## Dataset content:

_ _ _ _

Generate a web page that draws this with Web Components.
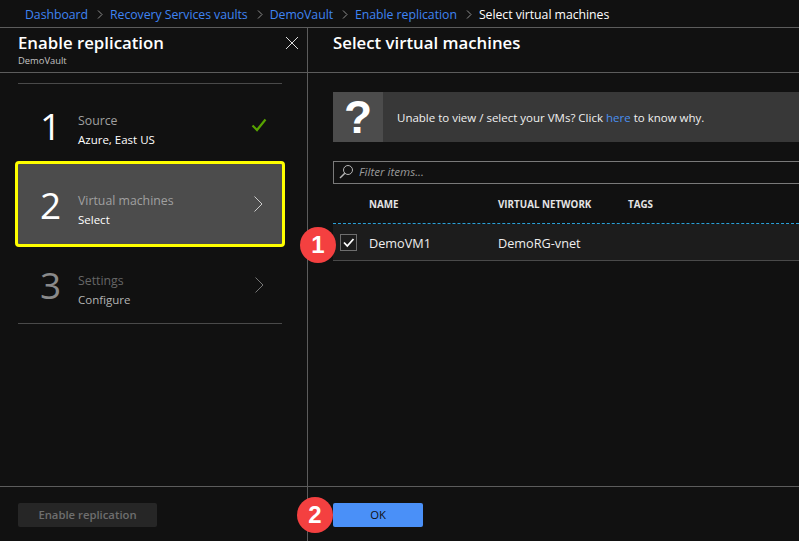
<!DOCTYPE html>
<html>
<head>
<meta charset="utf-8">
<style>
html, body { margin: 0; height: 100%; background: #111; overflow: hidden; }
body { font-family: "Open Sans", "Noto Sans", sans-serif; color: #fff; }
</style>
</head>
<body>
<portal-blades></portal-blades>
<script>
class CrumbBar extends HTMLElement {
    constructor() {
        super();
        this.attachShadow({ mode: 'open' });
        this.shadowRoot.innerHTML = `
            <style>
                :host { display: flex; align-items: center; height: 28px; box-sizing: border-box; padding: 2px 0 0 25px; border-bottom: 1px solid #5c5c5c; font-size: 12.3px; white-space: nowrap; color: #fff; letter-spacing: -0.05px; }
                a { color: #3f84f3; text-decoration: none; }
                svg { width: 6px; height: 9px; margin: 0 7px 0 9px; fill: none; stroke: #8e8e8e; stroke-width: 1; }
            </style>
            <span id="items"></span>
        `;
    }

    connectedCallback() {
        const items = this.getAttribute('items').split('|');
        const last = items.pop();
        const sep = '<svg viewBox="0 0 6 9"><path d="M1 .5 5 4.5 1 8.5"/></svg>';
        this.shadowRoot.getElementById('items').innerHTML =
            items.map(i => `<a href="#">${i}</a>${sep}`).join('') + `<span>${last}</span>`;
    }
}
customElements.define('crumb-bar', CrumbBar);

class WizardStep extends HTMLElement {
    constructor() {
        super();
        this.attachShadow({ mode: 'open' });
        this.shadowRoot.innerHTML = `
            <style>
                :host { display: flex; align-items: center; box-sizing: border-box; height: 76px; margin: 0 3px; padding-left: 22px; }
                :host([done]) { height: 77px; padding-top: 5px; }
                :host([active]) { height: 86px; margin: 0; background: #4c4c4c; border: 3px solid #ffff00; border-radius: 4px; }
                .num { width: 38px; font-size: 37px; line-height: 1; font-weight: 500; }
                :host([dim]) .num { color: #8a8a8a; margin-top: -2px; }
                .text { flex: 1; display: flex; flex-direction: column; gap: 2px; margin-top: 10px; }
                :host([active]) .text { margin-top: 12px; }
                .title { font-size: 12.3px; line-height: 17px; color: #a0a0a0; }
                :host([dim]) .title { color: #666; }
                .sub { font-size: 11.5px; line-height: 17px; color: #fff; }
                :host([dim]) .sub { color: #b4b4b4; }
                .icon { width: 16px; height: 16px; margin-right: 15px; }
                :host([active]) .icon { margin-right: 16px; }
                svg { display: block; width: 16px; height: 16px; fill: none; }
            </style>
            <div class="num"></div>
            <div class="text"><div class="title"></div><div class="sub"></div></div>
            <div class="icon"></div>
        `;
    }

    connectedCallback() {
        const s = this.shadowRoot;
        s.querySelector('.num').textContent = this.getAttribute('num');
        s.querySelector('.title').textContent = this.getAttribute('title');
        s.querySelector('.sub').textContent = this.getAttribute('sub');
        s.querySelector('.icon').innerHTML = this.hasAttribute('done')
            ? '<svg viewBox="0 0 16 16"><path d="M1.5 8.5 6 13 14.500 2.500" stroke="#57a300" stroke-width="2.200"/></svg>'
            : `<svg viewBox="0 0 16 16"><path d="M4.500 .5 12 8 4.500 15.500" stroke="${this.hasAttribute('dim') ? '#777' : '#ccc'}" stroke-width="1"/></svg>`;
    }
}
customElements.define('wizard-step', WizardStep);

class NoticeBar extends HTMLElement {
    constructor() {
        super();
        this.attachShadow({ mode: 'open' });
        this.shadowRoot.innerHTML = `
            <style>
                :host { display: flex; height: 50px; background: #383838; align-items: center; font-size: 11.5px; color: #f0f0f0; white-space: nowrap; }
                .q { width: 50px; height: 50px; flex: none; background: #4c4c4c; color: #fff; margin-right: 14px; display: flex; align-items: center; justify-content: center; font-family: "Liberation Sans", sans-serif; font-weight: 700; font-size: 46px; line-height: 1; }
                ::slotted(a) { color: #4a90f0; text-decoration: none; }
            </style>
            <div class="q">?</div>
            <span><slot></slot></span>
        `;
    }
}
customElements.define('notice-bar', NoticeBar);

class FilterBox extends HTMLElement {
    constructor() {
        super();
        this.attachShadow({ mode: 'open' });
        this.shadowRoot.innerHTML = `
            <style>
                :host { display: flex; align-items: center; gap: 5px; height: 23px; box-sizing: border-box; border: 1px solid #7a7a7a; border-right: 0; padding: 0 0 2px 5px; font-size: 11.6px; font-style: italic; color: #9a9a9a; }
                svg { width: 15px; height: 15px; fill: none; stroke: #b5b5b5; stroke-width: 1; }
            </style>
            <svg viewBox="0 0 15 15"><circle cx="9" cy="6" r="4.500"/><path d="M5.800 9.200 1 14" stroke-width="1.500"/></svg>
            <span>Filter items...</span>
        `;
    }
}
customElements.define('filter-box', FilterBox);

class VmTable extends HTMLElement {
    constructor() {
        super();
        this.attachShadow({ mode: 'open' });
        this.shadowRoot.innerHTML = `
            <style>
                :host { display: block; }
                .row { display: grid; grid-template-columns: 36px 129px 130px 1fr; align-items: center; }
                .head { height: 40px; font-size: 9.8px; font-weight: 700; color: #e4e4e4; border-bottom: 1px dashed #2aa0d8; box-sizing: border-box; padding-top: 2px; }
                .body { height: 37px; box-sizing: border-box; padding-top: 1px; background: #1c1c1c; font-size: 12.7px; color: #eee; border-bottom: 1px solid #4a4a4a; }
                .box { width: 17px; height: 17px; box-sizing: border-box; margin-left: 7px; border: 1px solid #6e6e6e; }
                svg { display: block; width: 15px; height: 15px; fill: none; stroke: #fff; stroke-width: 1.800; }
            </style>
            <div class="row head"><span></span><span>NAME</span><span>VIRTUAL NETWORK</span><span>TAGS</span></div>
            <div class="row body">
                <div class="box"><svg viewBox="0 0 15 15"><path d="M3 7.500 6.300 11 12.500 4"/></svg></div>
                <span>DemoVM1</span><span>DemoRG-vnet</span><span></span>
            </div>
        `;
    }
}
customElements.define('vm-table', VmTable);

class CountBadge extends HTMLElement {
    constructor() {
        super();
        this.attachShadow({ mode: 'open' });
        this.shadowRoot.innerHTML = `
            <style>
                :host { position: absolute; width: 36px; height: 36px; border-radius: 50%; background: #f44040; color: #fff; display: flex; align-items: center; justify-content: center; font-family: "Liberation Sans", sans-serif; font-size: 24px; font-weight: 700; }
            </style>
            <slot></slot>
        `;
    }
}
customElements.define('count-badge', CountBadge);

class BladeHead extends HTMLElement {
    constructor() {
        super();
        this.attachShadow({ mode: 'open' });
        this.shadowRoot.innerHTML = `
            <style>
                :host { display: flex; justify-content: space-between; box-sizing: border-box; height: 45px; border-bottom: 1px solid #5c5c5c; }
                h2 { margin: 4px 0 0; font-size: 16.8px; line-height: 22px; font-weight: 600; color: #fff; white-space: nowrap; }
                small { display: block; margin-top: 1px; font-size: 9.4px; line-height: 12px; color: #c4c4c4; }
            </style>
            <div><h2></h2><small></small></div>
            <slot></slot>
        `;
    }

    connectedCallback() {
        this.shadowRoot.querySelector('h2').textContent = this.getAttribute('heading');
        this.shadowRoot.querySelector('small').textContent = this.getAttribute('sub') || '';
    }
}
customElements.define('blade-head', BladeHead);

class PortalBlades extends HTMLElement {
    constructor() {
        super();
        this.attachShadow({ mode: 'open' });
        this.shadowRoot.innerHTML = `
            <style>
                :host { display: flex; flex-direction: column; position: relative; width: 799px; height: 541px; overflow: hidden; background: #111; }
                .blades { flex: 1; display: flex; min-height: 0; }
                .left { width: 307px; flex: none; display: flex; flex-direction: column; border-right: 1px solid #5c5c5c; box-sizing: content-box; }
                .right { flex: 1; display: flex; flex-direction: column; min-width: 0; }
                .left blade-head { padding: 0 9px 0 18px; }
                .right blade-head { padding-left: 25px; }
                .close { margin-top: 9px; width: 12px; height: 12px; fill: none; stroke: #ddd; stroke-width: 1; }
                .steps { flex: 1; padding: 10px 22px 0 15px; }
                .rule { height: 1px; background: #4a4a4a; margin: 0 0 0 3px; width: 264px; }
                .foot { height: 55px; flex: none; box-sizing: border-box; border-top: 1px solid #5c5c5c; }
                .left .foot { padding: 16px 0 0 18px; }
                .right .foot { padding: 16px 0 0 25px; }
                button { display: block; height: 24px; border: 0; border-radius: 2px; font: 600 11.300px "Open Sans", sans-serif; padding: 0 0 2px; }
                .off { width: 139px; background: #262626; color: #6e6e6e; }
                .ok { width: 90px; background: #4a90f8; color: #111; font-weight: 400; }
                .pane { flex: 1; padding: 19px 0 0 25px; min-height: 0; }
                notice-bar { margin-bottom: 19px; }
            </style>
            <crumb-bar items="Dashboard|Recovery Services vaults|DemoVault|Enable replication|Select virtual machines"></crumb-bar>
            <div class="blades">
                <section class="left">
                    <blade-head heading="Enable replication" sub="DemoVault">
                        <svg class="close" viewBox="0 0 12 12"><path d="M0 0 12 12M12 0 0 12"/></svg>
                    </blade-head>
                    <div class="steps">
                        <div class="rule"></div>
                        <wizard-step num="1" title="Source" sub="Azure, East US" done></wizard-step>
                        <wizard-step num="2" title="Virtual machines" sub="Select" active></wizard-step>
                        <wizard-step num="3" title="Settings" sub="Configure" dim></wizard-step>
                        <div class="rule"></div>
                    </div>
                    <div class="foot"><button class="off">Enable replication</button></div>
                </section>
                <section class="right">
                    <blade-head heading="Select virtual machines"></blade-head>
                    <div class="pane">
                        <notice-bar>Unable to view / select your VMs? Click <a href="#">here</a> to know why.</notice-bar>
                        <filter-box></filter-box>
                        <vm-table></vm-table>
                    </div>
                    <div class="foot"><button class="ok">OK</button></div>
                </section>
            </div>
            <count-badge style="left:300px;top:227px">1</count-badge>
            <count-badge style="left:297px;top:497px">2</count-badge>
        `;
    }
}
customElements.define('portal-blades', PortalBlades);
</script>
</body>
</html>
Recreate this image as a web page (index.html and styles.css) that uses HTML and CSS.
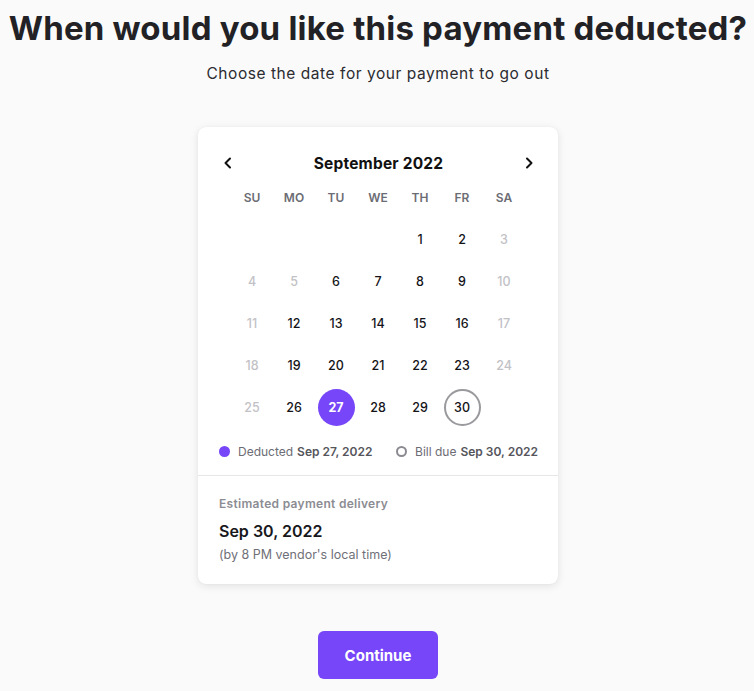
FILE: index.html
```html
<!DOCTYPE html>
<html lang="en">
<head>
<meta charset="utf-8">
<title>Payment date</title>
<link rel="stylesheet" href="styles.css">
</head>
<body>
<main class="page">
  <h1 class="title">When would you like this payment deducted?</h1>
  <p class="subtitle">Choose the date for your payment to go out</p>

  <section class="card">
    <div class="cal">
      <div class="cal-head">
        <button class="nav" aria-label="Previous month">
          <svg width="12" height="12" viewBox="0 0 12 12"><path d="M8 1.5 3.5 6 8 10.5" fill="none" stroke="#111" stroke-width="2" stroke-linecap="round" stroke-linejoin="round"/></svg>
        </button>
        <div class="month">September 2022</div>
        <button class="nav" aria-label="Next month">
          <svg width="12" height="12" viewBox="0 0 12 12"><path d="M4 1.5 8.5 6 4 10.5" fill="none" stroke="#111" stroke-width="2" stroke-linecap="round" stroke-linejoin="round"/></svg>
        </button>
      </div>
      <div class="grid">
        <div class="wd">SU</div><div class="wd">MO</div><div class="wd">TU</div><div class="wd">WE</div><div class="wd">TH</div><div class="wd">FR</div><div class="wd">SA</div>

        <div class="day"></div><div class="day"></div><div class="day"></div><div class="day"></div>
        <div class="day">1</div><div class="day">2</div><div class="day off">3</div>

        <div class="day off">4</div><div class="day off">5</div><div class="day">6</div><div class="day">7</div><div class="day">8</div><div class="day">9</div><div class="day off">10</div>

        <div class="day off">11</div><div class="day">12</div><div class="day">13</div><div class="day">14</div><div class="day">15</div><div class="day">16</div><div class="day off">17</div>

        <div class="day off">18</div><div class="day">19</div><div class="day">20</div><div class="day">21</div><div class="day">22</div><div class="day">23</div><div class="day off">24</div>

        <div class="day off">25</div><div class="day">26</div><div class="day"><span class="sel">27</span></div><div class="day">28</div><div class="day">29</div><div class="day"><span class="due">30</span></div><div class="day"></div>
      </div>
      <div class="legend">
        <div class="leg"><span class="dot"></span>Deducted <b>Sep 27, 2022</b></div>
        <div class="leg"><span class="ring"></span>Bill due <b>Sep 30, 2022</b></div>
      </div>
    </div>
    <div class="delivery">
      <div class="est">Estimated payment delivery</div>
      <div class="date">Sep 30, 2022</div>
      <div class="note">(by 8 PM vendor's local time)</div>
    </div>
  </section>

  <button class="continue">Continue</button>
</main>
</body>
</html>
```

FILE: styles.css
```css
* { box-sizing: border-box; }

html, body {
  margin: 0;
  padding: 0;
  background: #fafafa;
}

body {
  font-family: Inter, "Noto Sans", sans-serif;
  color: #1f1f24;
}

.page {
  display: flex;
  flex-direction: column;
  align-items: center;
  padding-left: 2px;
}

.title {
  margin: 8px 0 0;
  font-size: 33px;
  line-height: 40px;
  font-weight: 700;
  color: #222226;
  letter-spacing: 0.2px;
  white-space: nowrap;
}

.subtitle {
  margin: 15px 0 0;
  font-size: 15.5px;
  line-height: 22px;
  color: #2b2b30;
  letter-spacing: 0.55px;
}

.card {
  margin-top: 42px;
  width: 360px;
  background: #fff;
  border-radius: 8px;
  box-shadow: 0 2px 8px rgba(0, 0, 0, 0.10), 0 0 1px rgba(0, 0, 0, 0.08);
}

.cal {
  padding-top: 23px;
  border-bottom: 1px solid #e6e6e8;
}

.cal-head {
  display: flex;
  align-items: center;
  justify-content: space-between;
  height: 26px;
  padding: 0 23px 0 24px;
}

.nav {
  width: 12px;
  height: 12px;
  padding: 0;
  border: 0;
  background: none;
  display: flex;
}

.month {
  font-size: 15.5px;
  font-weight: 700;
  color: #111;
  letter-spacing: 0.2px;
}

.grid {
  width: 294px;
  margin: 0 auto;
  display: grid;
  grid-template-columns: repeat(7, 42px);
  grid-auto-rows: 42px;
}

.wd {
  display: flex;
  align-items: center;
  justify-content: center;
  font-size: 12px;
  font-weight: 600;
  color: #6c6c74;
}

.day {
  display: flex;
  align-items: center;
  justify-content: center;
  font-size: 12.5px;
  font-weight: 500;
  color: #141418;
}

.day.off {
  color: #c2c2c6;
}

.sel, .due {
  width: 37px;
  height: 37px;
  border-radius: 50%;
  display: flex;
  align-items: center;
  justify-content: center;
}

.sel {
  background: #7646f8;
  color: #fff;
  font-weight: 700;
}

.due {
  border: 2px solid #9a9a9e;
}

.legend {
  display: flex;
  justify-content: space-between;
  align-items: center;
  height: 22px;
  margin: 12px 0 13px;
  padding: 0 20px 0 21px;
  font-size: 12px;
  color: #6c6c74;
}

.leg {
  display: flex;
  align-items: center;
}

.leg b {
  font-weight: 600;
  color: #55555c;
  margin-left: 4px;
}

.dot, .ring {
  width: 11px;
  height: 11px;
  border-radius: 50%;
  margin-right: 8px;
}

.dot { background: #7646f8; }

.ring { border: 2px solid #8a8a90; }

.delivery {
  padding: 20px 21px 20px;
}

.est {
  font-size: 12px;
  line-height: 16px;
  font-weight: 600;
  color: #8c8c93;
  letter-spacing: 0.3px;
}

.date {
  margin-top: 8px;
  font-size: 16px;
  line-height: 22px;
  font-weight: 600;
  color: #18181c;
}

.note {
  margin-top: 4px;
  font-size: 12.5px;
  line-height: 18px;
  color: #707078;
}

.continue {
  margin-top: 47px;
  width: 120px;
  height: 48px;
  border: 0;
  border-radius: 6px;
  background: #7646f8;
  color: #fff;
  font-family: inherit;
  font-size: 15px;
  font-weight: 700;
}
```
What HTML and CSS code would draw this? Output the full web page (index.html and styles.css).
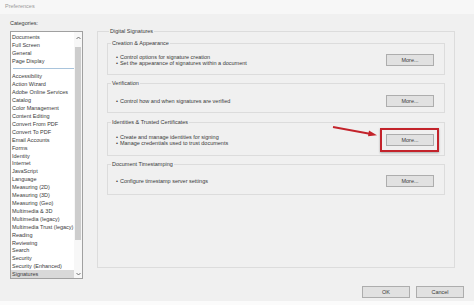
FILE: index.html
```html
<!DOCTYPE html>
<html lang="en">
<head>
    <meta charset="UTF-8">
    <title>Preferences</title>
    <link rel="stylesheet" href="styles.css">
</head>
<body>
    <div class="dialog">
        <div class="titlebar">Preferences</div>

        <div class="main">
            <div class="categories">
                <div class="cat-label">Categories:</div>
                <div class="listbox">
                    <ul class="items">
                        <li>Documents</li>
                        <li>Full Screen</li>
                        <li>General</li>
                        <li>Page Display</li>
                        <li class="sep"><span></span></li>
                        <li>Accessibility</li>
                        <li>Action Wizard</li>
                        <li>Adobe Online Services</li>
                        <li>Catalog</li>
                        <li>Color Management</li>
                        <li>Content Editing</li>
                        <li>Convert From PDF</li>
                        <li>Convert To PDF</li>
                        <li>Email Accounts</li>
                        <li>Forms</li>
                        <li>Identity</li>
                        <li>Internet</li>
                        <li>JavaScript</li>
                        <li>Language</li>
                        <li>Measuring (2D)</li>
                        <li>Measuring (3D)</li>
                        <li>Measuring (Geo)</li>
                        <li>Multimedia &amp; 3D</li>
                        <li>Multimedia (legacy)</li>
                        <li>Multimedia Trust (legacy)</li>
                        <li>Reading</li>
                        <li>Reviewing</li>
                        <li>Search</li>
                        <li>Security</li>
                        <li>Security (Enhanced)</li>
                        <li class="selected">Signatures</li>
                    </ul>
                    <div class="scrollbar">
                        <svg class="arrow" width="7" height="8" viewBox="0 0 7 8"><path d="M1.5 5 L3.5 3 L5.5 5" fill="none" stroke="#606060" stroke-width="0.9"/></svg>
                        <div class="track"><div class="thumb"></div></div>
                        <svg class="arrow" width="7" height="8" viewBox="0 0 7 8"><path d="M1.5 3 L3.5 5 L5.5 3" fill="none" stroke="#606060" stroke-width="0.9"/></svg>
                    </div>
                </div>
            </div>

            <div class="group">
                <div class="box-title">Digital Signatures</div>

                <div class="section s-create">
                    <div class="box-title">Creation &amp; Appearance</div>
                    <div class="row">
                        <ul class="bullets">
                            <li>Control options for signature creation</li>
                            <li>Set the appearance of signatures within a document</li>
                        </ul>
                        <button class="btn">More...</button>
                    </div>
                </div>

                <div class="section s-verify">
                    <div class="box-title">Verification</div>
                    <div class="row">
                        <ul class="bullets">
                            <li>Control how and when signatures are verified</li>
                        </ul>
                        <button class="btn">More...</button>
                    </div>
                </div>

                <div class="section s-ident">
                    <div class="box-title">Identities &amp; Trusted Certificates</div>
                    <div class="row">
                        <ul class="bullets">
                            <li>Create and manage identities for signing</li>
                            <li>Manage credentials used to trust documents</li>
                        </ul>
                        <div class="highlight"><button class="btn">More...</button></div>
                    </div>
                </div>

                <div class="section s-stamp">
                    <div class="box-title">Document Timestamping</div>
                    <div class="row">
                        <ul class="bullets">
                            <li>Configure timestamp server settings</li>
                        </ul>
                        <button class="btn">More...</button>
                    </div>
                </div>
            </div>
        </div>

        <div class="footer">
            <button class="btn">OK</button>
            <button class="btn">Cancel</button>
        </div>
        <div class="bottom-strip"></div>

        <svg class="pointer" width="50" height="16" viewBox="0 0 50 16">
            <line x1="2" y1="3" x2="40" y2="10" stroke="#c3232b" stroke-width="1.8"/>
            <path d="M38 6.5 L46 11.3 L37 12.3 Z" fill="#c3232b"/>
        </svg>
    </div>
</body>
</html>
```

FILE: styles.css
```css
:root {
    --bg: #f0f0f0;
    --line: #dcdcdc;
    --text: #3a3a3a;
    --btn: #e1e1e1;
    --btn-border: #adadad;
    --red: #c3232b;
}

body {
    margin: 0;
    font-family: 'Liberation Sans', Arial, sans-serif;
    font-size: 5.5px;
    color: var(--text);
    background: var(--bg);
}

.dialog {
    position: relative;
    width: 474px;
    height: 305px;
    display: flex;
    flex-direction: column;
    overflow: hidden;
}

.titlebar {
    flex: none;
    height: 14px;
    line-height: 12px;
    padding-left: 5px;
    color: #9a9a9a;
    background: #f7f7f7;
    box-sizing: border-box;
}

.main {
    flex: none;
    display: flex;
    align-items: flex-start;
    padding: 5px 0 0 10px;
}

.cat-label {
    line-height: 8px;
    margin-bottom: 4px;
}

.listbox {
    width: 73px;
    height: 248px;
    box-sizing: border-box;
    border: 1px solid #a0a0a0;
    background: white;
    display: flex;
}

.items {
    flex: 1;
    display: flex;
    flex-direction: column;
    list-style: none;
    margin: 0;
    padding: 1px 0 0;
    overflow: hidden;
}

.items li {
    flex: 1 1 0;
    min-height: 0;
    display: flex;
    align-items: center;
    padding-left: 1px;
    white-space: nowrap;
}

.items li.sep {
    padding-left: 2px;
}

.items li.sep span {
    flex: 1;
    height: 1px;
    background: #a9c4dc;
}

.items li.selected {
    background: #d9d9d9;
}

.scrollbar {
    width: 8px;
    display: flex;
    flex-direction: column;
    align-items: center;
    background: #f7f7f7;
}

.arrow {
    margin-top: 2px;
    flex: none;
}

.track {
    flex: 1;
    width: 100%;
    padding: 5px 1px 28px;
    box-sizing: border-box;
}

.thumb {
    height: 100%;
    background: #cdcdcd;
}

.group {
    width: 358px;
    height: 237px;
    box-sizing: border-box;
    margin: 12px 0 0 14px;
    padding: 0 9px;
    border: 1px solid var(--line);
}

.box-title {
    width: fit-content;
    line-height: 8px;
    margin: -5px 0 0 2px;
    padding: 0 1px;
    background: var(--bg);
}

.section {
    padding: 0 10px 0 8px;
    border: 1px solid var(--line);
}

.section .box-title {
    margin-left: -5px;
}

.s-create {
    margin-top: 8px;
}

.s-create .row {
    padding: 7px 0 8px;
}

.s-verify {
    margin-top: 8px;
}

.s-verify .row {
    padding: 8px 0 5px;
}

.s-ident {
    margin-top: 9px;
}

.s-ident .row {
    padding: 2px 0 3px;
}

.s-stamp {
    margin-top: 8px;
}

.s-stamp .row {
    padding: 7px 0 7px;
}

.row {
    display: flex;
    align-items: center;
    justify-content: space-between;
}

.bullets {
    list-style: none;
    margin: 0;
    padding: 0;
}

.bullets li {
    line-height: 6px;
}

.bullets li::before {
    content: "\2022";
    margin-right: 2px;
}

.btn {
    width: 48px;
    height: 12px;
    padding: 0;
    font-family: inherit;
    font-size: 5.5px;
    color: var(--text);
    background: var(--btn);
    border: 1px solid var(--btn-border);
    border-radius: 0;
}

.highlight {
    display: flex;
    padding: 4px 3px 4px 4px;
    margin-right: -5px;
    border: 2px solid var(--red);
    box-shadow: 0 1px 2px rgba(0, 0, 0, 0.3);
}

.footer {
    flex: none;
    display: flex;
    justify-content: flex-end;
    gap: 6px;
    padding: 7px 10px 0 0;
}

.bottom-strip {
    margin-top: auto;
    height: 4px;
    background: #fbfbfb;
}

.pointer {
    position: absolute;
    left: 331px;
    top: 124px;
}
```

_ _ _ _

## Task to complete:
Write out each line of the data that holds the string "styles".

## Answer to this exercise:
Recreate this image as a web page (index.html and styles.css) that uses HTML and CSS.
<link rel="stylesheet" href="styles.css">
FILE: styles.css
What HTML and CSS code would draw this? Output the full web page (index.html and styles.css).
    <link rel="stylesheet" href="styles.css">
FILE: styles.css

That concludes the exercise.